Dec 1, 2004 12:00 PM, By C. William Day

Today's technology for new school buildings is more advanced — and more complicated — than ever. Many school administrators and technology directors have to make technology decisions with little experience in what is necessary to do so. A few years back, decisions on telephones, data networking, media retrieval, paging, security cameras and other systems were more clear-cut than today.

Administrators must choose not only which manufacturer of technology systems, but also which medium they run on. Examples: IP vs. PBX for telephone systems; digital streaming vs. analog for media-retrieval systems; and wired vs. wireless for data-networking systems. If that isn't complicated enough, there also is the decision of multiple intermediate distribution frame (IDF) locations vs. one main distribution frame (MDF) with classroom technology cabinets and fiber-optic cable vs. copper cable for all the systems.
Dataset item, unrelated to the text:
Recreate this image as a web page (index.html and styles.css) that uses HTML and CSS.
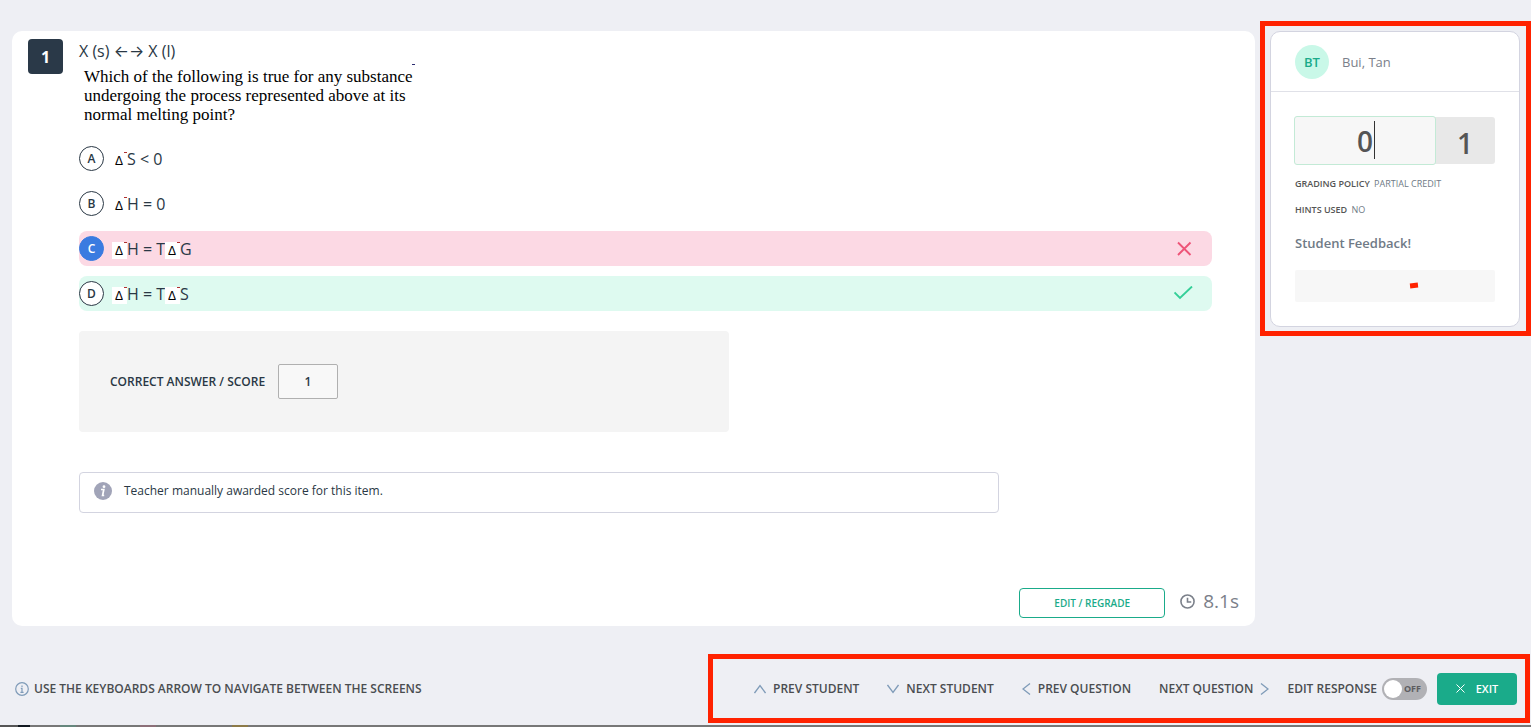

Many vendors may try to become technology consultants in school building projects. Once the word is on the street that a new building or addition is in the works, vendors appear on the scene attempting to skew decisionmakers' judgment. This may leave schools and universities with technology systems that teachers won't use or don't need. A vendor may influence a buying decision based on what it has to sell instead of what the institution needs. These kinds of purchases are shortsighted and impede the goals that schools want to achieve.

Vendors may assert that their solutions will accommodate a school's needs for the next 10 years. But these claims and promises rarely can be substantiated based upon history. In most cases, vendor data is what might be called “testimonial research” — based on experience with another school.

A technology consultant can bring a fresh perspective that is based on an institution's true technology needs and futuristic goals, not on products. He or she can work with departments and share with the school all the available technologies for instruction, and work within a budget to make it happen. From this viewpoint, a specification is formed, and an institution can determine what manufacturers and products are acceptable. In today's technology environment, a technology consultant is needed more than ever to ensure that a new building has the right equipment.

A phrase often heard is “going for a great deal that wasn't even a good deal.” Selecting a particular vendor's hardware solution has resulted over and over again in schools being saddled with soon-to-be-obsolete systems.

Although the lens to view the future is clouded, and must be filtered through the past and present, the task of standing back and thinking about where schools have been and where they are going isn't hard. Schools must view the coming changes with-the understanding that the technology infrastructure will provide access to learning and may well control it.